MORE than 170 days on from the ‘freak storm’ that near plummeted the Wonthaggi Life Saving Club (WLSC) into the sea, redeeming the observation building from near-catastrophic damage has been an ongoing challenge for volunteer members and their challenges aren’t over yet.
Recent work has led the observation building to near completed renovations, however the clubhouse and beach access are serious concerns for club president Mark Scott.
“Right now, our biggest issue is beach access, the way the valley was filled in left a dangerously steep incline where the boat ramps used to be,” said Mark.
“This is dangerous to lifeguards that can no longer run down the beach with a board because the sand is too steep,” he said.
Looking from inside the observation building’s lower level, it’s not possible for patrolling lifeguards to see the shoreline, but this is just one of the concerns for Mark.
“We can’t drive the boat out of the front door either,” said Mark.
“Our response time is now 6 to 8 minutes to get the boat into the water going out of the bay car park and launching from the bay boat ramp.
“We need the sand dune reshaped,” he said.
At the weekend, a working bee saw the observation building near completed.
“With the help of DAS Constructions and the handy volunteers, the observation building is almost completed with a much-needed renovation,” said Mark.
However, the clubrooms – where members train, meet and eat, and use for functions and a fundraising café – is yet to receive demolition permits.
“We’re not asking to break any rules, but almost six months on – we are asking for the shire to expedite the demolition permits,” said Mark.
“Ideally, we’d have the clubrooms down before summer, it wouldn’t be easy, but right now we still have time.
“We are going to set up temporary site facilities that will supply crucial storage and workspace for our club.”

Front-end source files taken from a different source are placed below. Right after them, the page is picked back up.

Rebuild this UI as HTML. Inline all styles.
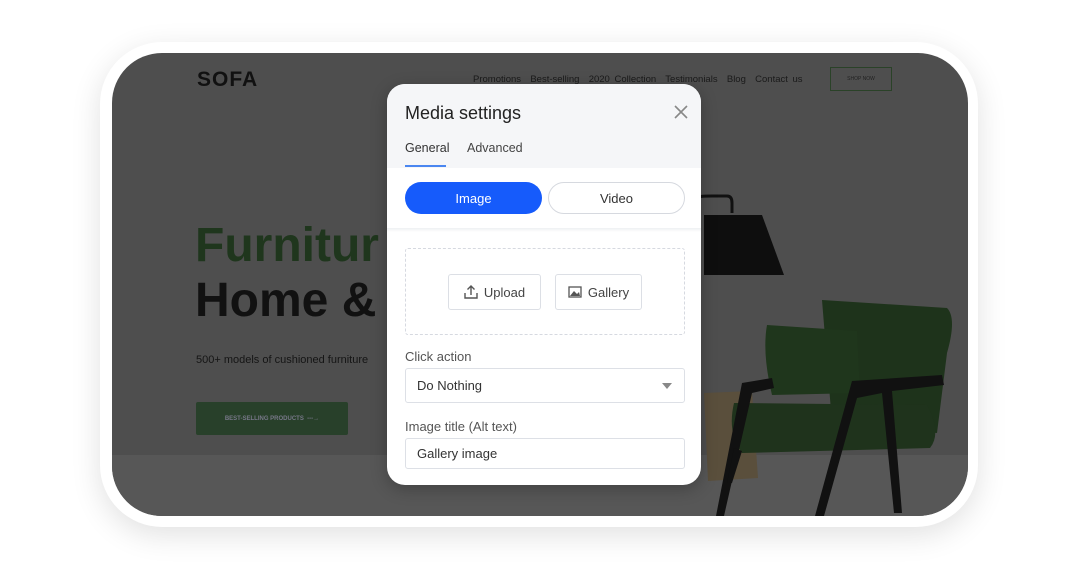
<!DOCTYPE html>
<html><head><style>
*{margin:0;padding:0;box-sizing:border-box}
body{width:1080px;height:569px;background:#fff;position:relative;overflow:hidden;font-family:"Liberation Sans",sans-serif}
.frame{position:absolute;left:100px;top:42px;width:878px;height:485px;border-radius:62px;background:#fff;box-shadow:0 8px 30px rgba(0,0,0,.12)}
.screen{position:absolute;left:112px;top:53px;width:856px;height:463px;border-radius:50px;background:#4e4e4e;overflow:hidden}
.abs{position:absolute}
.modal{position:absolute;left:387px;top:84px;width:314px;height:401px;border-radius:18px;background:#fff;overflow:hidden;box-shadow:0 4px 16px rgba(0,0,0,.25)}
.hdr{position:absolute;left:0;top:0;width:314px;height:84px;background:#f5f6f8}
.btn{position:absolute;border:1px solid #dcdfe5;border-radius:3px;background:#fff;font-size:13px;color:#444;display:flex;align-items:center;justify-content:center;gap:6px}
.inp{position:absolute;left:18px;width:280px;border:1px solid #dde0e6;border-radius:3px;font-size:13px;color:#333;padding-left:11px;display:flex;align-items:center}
.lbl{position:absolute;left:18px;font-size:13px;color:#555}
</style></head><body>
<div class="frame"></div>
<div class="screen">
 <div class="abs" style="left:0;top:402px;width:856px;height:61px;background:#575757"></div>
 <div class="abs" style="left:85px;top:15px;font-size:21px;font-weight:bold;color:#111;letter-spacing:1px">SOFA</div>
 <div class="abs" style="left:361px;top:21px;font-size:9.5px;color:#1a1a1a;word-spacing:2px">Promotions&nbsp; Best-selling&nbsp; 2020 Collection&nbsp; Testimonials&nbsp; Blog&nbsp; Contact us</div>
 <div class="abs" style="left:718px;top:14px;width:62px;height:24px;border:1px solid #2a4228;font-size:5px;color:#222;display:flex;align-items:center;justify-content:center">SHOP NOW</div>
 <div class="abs" style="left:83px;top:165px;font-size:48px;font-weight:bold;color:#1f361d;line-height:56px">Furnitur</div>
 <div class="abs" style="left:83px;top:220px;font-size:48px;font-weight:bold;color:#111;line-height:56px">Home &amp;</div>
 <div class="abs" style="left:84px;top:301px;font-size:11px;color:#151515">500+ models of cushioned furniture</div>
 <div class="abs" style="left:84px;top:349px;width:152px;height:33px;background:#28402a;border-radius:2px;font-size:6px;color:#778;display:flex;align-items:center;justify-content:center;font-weight:bold">BEST-SELLING PRODUCTS &nbsp;---→</div>
 <svg class="abs" style="left:0;top:0" width="856" height="463">
  <path d="M585 145 Q585 143 600 143 L615 143 Q620 143 620 150 L620 160" fill="none" stroke="#111" stroke-width="3"/>
  <path d="M592 162 L650 162 L672 222 L592 222 Z" fill="#0e0e0e"/>
  <path d="M592 340 L640 338 L646 425 L596 428 Z" fill="#5a4f3c"/>
  <path d="M710 247 L835 255 Q845 265 835 300 L825 380 L720 370 Z" fill="#1e331b"/>
  <path d="M655 272 L745 278 L748 340 L660 342 Q650 300 655 272 Z" fill="#1f361c"/>
  <path d="M622 350 L815 352 Q830 380 818 395 L630 400 Q615 380 622 350 Z" fill="#1f331c"/>
  <path d="M630 330 L660 325 L662 335 L640 340 L612 463 L604 463 Z" fill="#111"/>
  <path d="M740 328 L830 322 L832 332 L780 338 L790 460 L782 460 L770 340 L745 345 L712 463 L703 463 Z" fill="#111"/>
  <path d="M622 395 L615 430 L620 430 L630 398 Z" fill="#111"/>
 </svg>
</div>
<div class="modal">
 <div class="hdr"></div>
 <div class="abs" style="left:18px;top:19px;font-size:18px;color:#222">Media settings</div>
 <svg class="abs" style="left:287px;top:21px" width="14" height="14"><path d="M1 1L13 13M13 1L1 13" stroke="#888" stroke-width="1.6"/></svg>
 <div class="abs" style="left:18px;top:57px;font-size:12.5px;color:#333">General</div>
 <div class="abs" style="left:18px;top:81px;width:41px;height:2px;background:#4a86f0"></div>
 <div class="abs" style="left:80px;top:57px;font-size:12.5px;color:#444">Advanced</div>
 <div class="abs" style="left:18px;top:98px;width:137px;height:32px;border-radius:16px;background:#165bfb;color:#fff;font-size:13px;display:flex;align-items:center;justify-content:center">Image</div>
 <div class="abs" style="left:161px;top:98px;width:137px;height:32px;border-radius:16px;border:1px solid #d6d9df;color:#333;font-size:13px;display:flex;align-items:center;justify-content:center">Video</div>
 <div class="abs" style="left:0;top:144px;width:314px;height:4px;background:linear-gradient(#eef0f3,#fff)"></div>
 <div class="abs" style="left:18px;top:164px;width:280px;height:87px;border:1px dashed #d6d9e0;border-radius:3px"></div>
 <div class="btn" style="left:61px;top:190px;width:93px;height:36px"><svg width="14" height="14"><path d="M7 10V1M3.5 4.5L7 1L10.5 4.5M1 8V13H13V8" fill="none" stroke="#555" stroke-width="1.4"/></svg>Upload</div>
 <div class="btn" style="left:168px;top:190px;width:87px;height:36px"><svg width="14" height="12"><rect x="1" y="1" width="12" height="10" fill="none" stroke="#555" stroke-width="1.3"/><path d="M2 10L6 5L9 8L11 6L12 10Z" fill="#555"/></svg>Gallery</div>
 <div class="lbl" style="top:265px">Click action</div>
 <div class="inp" style="top:284px;height:35px">Do Nothing<svg class="abs" style="right:12px;top:14px" width="10" height="6"><path d="M0 0H10L5 6Z" fill="#888"/></svg></div>
 <div class="lbl" style="top:335px">Image title (Alt text)</div>
 <div class="inp" style="top:354px;height:31px">Gallery image</div>
</div>
</body></html>
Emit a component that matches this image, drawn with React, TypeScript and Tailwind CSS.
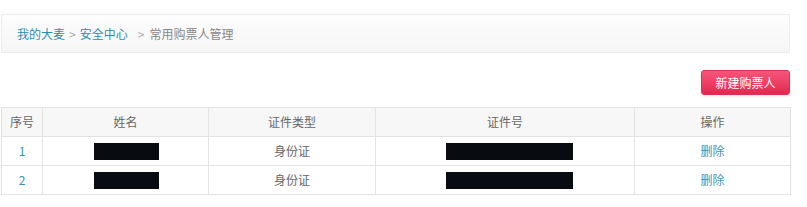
import React from "react";

const rows = [
  { no: 1, type: "身份证" },
  { no: 2, type: "身份证" },
];

export default function App() {
  const font = { fontFamily: '"Noto Sans CJK SC", "Noto Sans", sans-serif' };
  return (
    <div className="w-[807px] h-[207px] bg-white pl-px pt-[14px] text-[12px]" style={font}>
      {/* Breadcrumb */}
      <div className="w-[789px] h-[39px] border border-[#ececec] bg-gradient-to-b from-[#fdfdfd] to-[#f6f6f6] flex items-center pl-[15px] text-[12px] leading-none">
        <span className="text-[#2b8db0]">我的大麦</span>
        <span className="text-[#aaa] mx-[4px]">&gt;</span>
        <span className="text-[#2b8db0]">安全中心</span>
        <span className="text-[#aaa] ml-[10px] mr-[5px]">&gt;</span>
        <span className="text-[#888]">常用购票人管理</span>
      </div>

      {/* Action */}
      <div className="w-[789px] flex justify-end mt-[17px]">
        <button className="w-[89px] h-[25px] rounded-[3px] border border-[#e0305a] bg-gradient-to-b from-[#f5557a] to-[#e52550] text-white text-[12px] leading-none shadow-sm">
          新建购票人
        </button>
      </div>

      {/* Table */}
      <table className="mt-[12px] w-[789px] table-fixed border-collapse text-[12px] text-[#666]">
        <colgroup>
          <col className="w-[41px]" />
          <col className="w-[166px]" />
          <col className="w-[167px]" />
          <col className="w-[259px]" />
          <col className="w-[156px]" />
        </colgroup>
        <thead>
          <tr className="bg-[#f7f7f7] h-[29px]">
            {["序号", "姓名", "证件类型", "证件号", "操作"].map((h) => (
              <th key={h} className="border border-[#e3e3e3] font-normal text-center text-[#666]">
                {h}
              </th>
            ))}
          </tr>
        </thead>
        <tbody>
          {rows.map((r) => (
            <tr key={r.no} className="h-[29px]">
              <td className="border border-[#e3e3e3] text-center text-[#3a8fb7]">{r.no}</td>
              <td className="border border-[#e3e3e3]">
                <div className="ml-[51px] w-[65px] h-[17px] bg-[#080c12]" />
              </td>
              <td className="border border-[#e3e3e3] text-center text-[#666]">{r.type}</td>
              <td className="border border-[#e3e3e3]">
                <div className="ml-[70px] w-[127px] h-[17px] bg-[#080c12]" />
              </td>
              <td className="border border-[#e3e3e3] text-center text-[#4a90b0]">删除</td>
            </tr>
          ))}
        </tbody>
      </table>
    </div>
  );
}
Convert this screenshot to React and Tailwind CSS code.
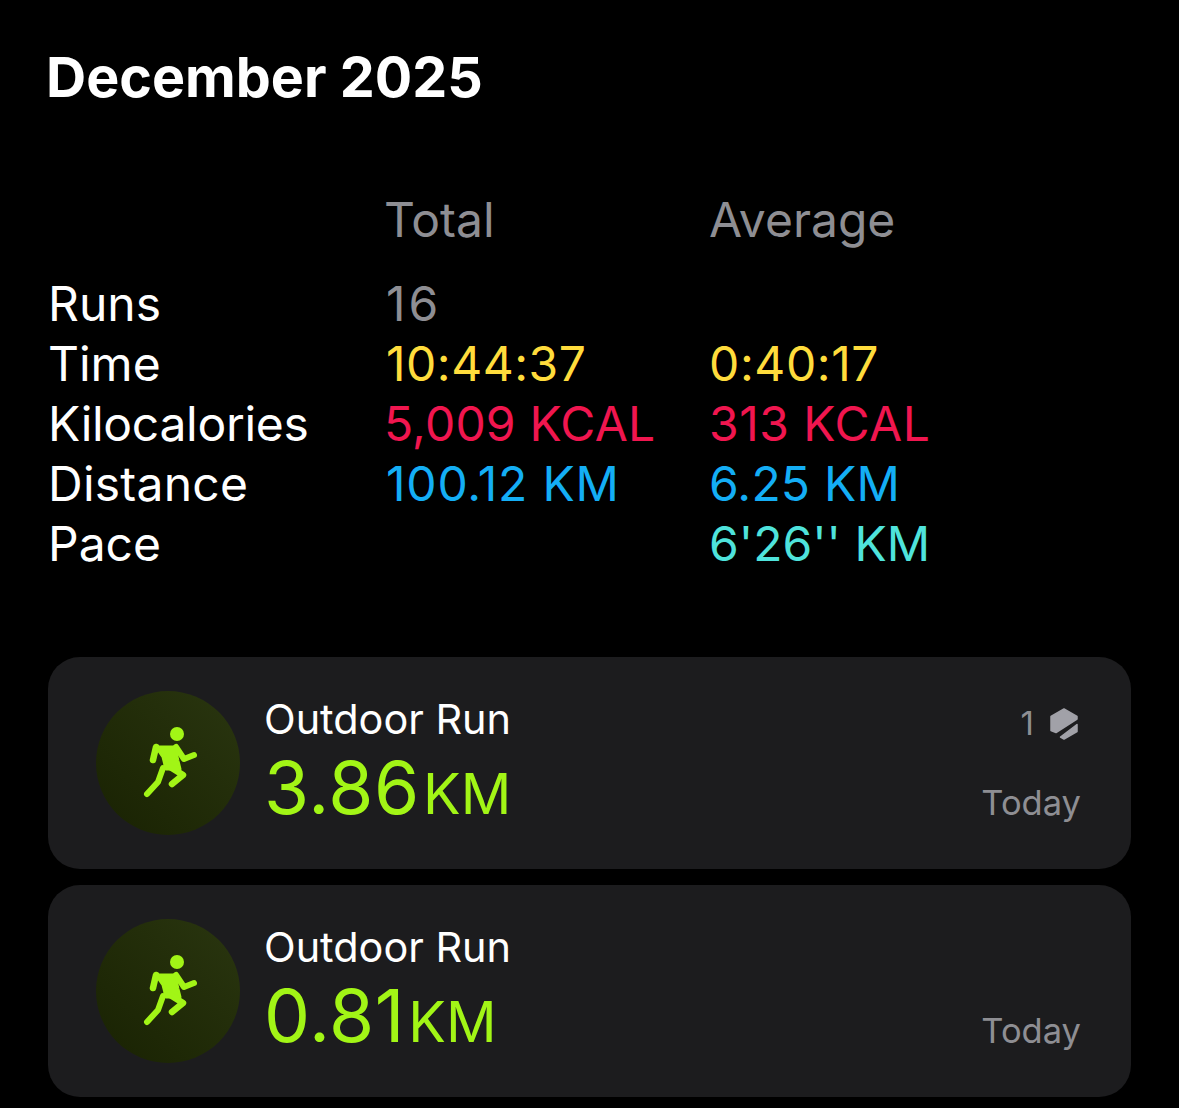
import React from 'react';

const sans = { fontFamily: 'Inter, sans-serif' };

const rows = [
  { label: 'Runs', total: '16', average: '', totalColor: 'pl-[2px] text-[#8e8e93] tracking-[3px]', averageColor: '' },
  { label: 'Time', total: '10:44:37', average: '0:40:17', totalColor: 'pl-[2px] text-[#ffdc3c] tracking-[0.5px]', averageColor: 'text-[#ffdc3c] tracking-[0.6px]' },
  { label: 'Kilocalories', labelClass: 'tracking-[-0.3px]', total: '5,009 KCAL', average: '313 KCAL', totalColor: 'text-[#f0164f] tracking-[0.2px]', averageColor: 'text-[#f0164f] tracking-[0.5px]' },
  { label: 'Distance', labelClass: 'tracking-[0.25px]', total: '100.12 KM', average: '6.25 KM', totalColor: 'pl-[2px] text-[#14aef5] tracking-[0.8px]', averageColor: 'text-[#14aef5] tracking-[0.2px]' },
  { label: 'Pace', total: '', average: "6'26'' KM", totalColor: '', averageColor: 'text-[#4fe3dc]' },
];

function RunnerIcon() {
  return (
    <svg width="144" height="144" viewBox="0 0 144 144" fill="none" stroke="#a2f516" strokeLinecap="round" strokeLinejoin="round">
      <circle cx="81" cy="43" r="7" fill="#a2f516" stroke="none" />
      <path d="M60 56 L79 56 L82 70 L84 78 L70 78 L67 66 Z" fill="#a2f516" strokeWidth="3" />
      <path d="M60 56 L57 69" strokeWidth="6.5" />
      <path d="M80 56 L88 68 L98 64" strokeWidth="6" />
      <path d="M67 77 L62 91 L51 103" strokeWidth="6" />
      <path d="M71 74 L87 84 L76 93" strokeWidth="6.5" />
    </svg>
  );
}

function HexBadge() {
  return (
    <svg width="28" height="32" viewBox="0 0 28 32" className="ml-[16px] mr-[3px]">
      <path d="M14 1 L27 8.5 L27 11 L6 24.5 L1 22.5 L1 8.5 Z" fill="#a1a1a8" stroke="#a1a1a8" strokeWidth="1.5" strokeLinejoin="round" />
      <path d="M27 16.5 L27 23.5 L14 31 L10.5 29 Z" fill="#a1a1a8" stroke="#a1a1a8" strokeWidth="1.5" strokeLinejoin="round" />
    </svg>
  );
}

function RunCard({ distance, badge }) {
  return (
    <div className="flex h-[212px] rounded-[32px] bg-[#1c1c1e] pl-[48px] pr-[50px] pt-[34px]">
      <div className="h-[144px] w-[144px] shrink-0 rounded-full bg-gradient-to-tr from-[#192203] to-[#2a3610]">
        <RunnerIcon />
      </div>
      <div className="ml-[24px] flex-1">
        <div className="text-[41.4px] leading-[56px] text-white">Outdoor Run</div>
        <div className="mt-[-1px] flex items-baseline text-[#a2f516]">
          <span className="text-[73px] leading-[84px] tracking-[0.7px]">{distance}</span>
          <span className="ml-[3px] text-[56px] leading-[84px]">KM</span>
        </div>
      </div>
      <div className="flex flex-col items-end">
        <div className="mt-[8px] flex h-[50px] items-center text-[33px] text-[#8e8e93]">
          {badge && (
            <>
              <span>{badge}</span>
              <HexBadge />
            </>
          )}
        </div>
        <div className="mt-[29px] text-[34.5px] leading-[50px] text-[#8e8e93]">Today</div>
      </div>
    </div>
  );
}

export default function App() {
  return (
    <div className="h-[1108px] w-full overflow-hidden bg-black px-[48px] pt-[43px]" style={sans}>
      <h1 className="ml-[-2px] text-[55.6px] font-bold leading-[68px] text-white">December 2025</h1>

      <div className="mt-[79px] grid grid-cols-[336px_325px_1fr] text-[48px] leading-[60px]">
        <div />
        <div className="text-[#8e8e93]">Total</div>
        <div className="text-[#8e8e93]">Average</div>
      </div>
      <div className="mt-[24px] grid grid-cols-[336px_325px_1fr] text-[48px] leading-[60px]">
        {rows.map((row) => (
          <React.Fragment key={row.label}>
            <div className={`text-white ${row.labelClass || ''}`}>{row.label}</div>
            <div className={row.totalColor}>{row.total}</div>
            <div className={row.averageColor}>{row.average}</div>
          </React.Fragment>
        ))}
      </div>

      <div className="mt-[83px] flex flex-col gap-[16px]">
        <RunCard distance="3.86" badge="1" />
        <RunCard distance="0.81" />
      </div>
    </div>
  );
}
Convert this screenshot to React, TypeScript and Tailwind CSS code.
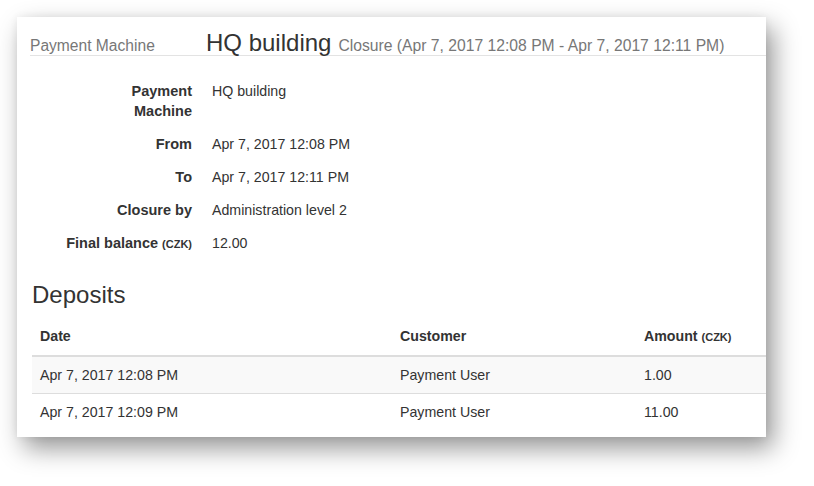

With the first patrol looming on November 30, the club’s gear inspections also present a unique challenge.
“Since we can’t use the clubroom for storage, we’ve been storing all of our equipment at members’ houses,” said Mark.
“Ahead of the November 8 equipment inspections, we’re going to have to bring in all of our equipment to have it inspected by Life Saving Victoria,” he said.
The club’s set to receive two shipping containers, at 40ft and 20ft, to store club equipment.
He says that unless the clubrooms are demolished, alternative locations for the shipping containers will be needed.
“Right now it’s looking like we’ll have the containers in the middle of the yard, a bit of a shame when you see kids running around enjoying the area.”
Mark thanks Emergency Service Infrastructure Authority (ESIA) and their project coordinator Michael Cross for his ongoing support
“It took coastal engineers, geotechnical engineers, structural engineers, a bushfire management expert, coastal consent from DELWP (Department of Environment, Land, Water and Planning), land owners and cultural heritage approval to get the observation building on track,” he said.
“Big thanks to ESIA, they’ve helped us get this far.
“We will have patrols on the beach,” says Mark.